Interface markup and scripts
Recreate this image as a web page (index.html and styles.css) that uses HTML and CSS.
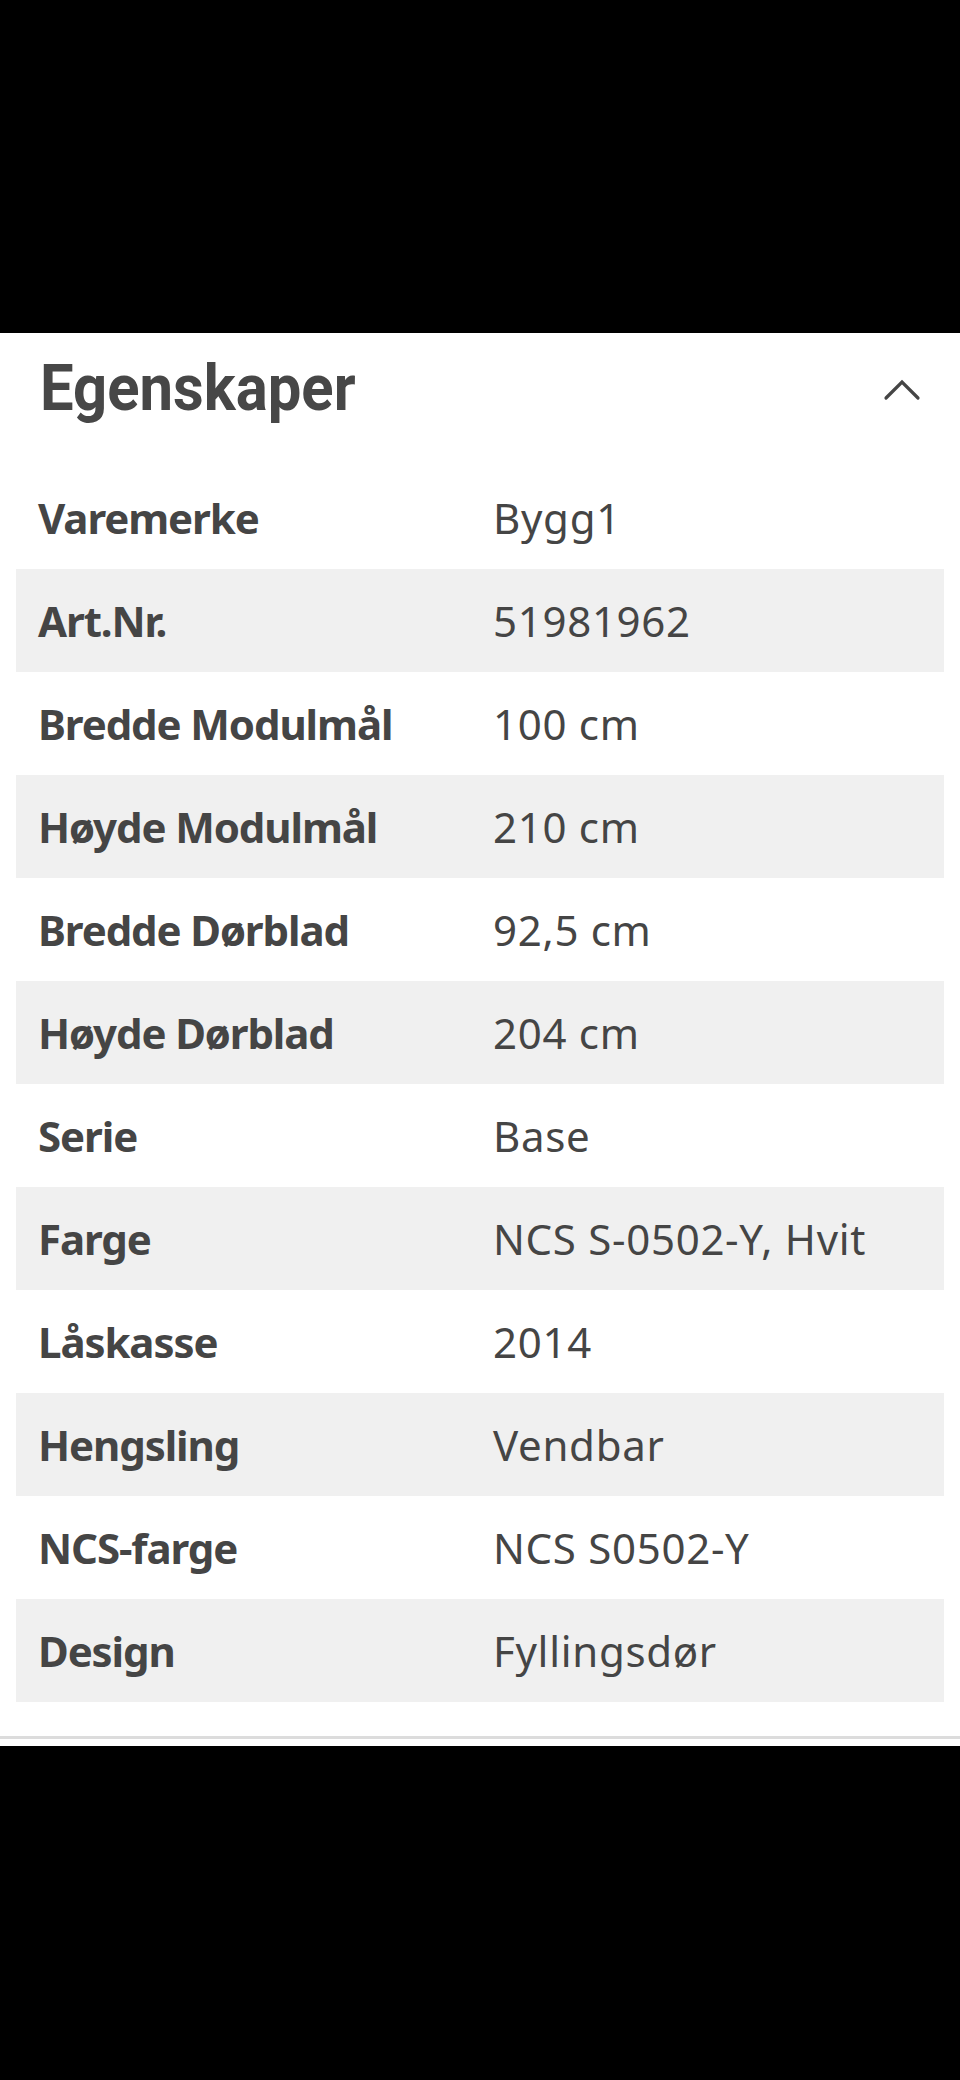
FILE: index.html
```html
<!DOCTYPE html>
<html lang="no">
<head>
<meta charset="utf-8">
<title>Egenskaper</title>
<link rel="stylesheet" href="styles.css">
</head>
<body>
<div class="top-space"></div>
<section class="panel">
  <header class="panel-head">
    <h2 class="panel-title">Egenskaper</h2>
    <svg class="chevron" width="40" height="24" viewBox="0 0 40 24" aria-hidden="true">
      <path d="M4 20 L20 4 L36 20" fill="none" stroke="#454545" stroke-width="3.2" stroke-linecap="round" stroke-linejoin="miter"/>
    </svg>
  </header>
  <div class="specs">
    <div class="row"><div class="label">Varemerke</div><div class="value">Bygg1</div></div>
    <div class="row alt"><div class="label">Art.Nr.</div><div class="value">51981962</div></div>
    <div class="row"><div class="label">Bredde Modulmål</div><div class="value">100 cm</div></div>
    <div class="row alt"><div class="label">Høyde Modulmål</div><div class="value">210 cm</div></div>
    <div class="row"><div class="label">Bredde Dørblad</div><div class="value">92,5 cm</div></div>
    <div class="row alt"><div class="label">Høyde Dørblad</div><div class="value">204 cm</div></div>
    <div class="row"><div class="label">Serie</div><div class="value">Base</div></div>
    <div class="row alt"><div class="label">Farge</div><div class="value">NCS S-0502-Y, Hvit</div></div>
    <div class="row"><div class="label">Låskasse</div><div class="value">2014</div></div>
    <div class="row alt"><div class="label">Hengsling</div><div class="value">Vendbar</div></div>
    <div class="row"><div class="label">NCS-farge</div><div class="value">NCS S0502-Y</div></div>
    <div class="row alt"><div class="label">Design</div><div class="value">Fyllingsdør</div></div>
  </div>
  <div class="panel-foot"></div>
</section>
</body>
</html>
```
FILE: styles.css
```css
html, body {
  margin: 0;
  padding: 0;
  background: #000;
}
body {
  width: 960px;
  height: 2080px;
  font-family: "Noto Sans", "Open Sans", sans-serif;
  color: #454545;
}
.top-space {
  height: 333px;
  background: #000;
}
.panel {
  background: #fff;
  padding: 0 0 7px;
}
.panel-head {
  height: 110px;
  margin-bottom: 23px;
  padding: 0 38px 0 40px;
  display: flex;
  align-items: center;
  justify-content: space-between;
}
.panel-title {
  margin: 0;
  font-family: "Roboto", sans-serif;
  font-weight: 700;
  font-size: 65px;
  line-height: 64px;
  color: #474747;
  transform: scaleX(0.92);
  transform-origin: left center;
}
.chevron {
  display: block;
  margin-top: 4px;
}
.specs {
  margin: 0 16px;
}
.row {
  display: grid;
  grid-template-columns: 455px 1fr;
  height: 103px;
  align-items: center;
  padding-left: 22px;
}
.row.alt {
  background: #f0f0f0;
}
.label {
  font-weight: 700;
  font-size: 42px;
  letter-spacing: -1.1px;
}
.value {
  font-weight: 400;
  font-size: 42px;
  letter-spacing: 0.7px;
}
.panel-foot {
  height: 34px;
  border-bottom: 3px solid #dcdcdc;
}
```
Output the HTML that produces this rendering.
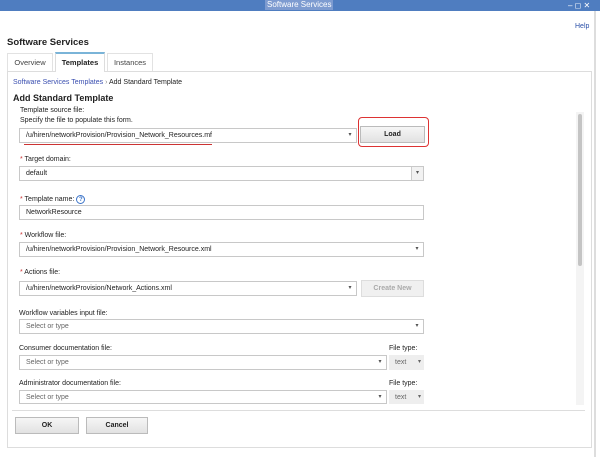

▸ Task
All the material shown above is to be copied exactly, with no pictures carried over.

▸ Written answer
Recreate this image as a web page (index.html and styles.css) that uses HTML and CSS.
FILE: index.html
```html
<!DOCTYPE html>
<html lang="no">
<head>
<meta charset="utf-8">
<title>Egenskaper</title>
<link rel="stylesheet" href="styles.css">
</head>
<body>
<div class="top-space"></div>
<section class="panel">
  <header class="panel-head">
    <h2 class="panel-title">Egenskaper</h2>
    <svg class="chevron" width="40" height="24" viewBox="0 0 40 24" aria-hidden="true">
      <path d="M4 20 L20 4 L36 20" fill="none" stroke="#454545" stroke-width="3.2" stroke-linecap="round" stroke-linejoin="miter"/>
    </svg>
  </header>
  <div class="specs">
    <div class="row"><div class="label">Varemerke</div><div class="value">Bygg1</div></div>
    <div class="row alt"><div class="label">Art.Nr.</div><div class="value">51981962</div></div>
    <div class="row"><div class="label">Bredde Modulmål</div><div class="value">100 cm</div></div>
    <div class="row alt"><div class="label">Høyde Modulmål</div><div class="value">210 cm</div></div>
    <div class="row"><div class="label">Bredde Dørblad</div><div class="value">92,5 cm</div></div>
    <div class="row alt"><div class="label">Høyde Dørblad</div><div class="value">204 cm</div></div>
    <div class="row"><div class="label">Serie</div><div class="value">Base</div></div>
    <div class="row alt"><div class="label">Farge</div><div class="value">NCS S-0502-Y, Hvit</div></div>
    <div class="row"><div class="label">Låskasse</div><div class="value">2014</div></div>
    <div class="row alt"><div class="label">Hengsling</div><div class="value">Vendbar</div></div>
    <div class="row"><div class="label">NCS-farge</div><div class="value">NCS S0502-Y</div></div>
    <div class="row alt"><div class="label">Design</div><div class="value">Fyllingsdør</div></div>
  </div>
  <div class="panel-foot"></div>
</section>
</body>
</html>
```
FILE: styles.css
```css
html, body {
  margin: 0;
  padding: 0;
  background: #000;
}
body {
  width: 960px;
  height: 2080px;
  font-family: "Noto Sans", "Open Sans", sans-serif;
  color: #454545;
}
.top-space {
  height: 333px;
  background: #000;
}
.panel {
  background: #fff;
  padding: 0 0 7px;
}
.panel-head {
  height: 110px;
  margin-bottom: 23px;
  padding: 0 38px 0 40px;
  display: flex;
  align-items: center;
  justify-content: space-between;
}
.panel-title {
  margin: 0;
  font-family: "Roboto", sans-serif;
  font-weight: 700;
  font-size: 65px;
  line-height: 64px;
  color: #474747;
  transform: scaleX(0.92);
  transform-origin: left center;
}
.chevron {
  display: block;
  margin-top: 4px;
}
.specs {
  margin: 0 16px;
}
.row {
  display: grid;
  grid-template-columns: 455px 1fr;
  height: 103px;
  align-items: center;
  padding-left: 22px;
}
.row.alt {
  background: #f0f0f0;
}
.label {
  font-weight: 700;
  font-size: 42px;
  letter-spacing: -1.1px;
}
.value {
  font-weight: 400;
  font-size: 42px;
  letter-spacing: 0.7px;
}
.panel-foot {
  height: 34px;
  border-bottom: 3px solid #dcdcdc;
}
```
Output the HTML that produces this rendering.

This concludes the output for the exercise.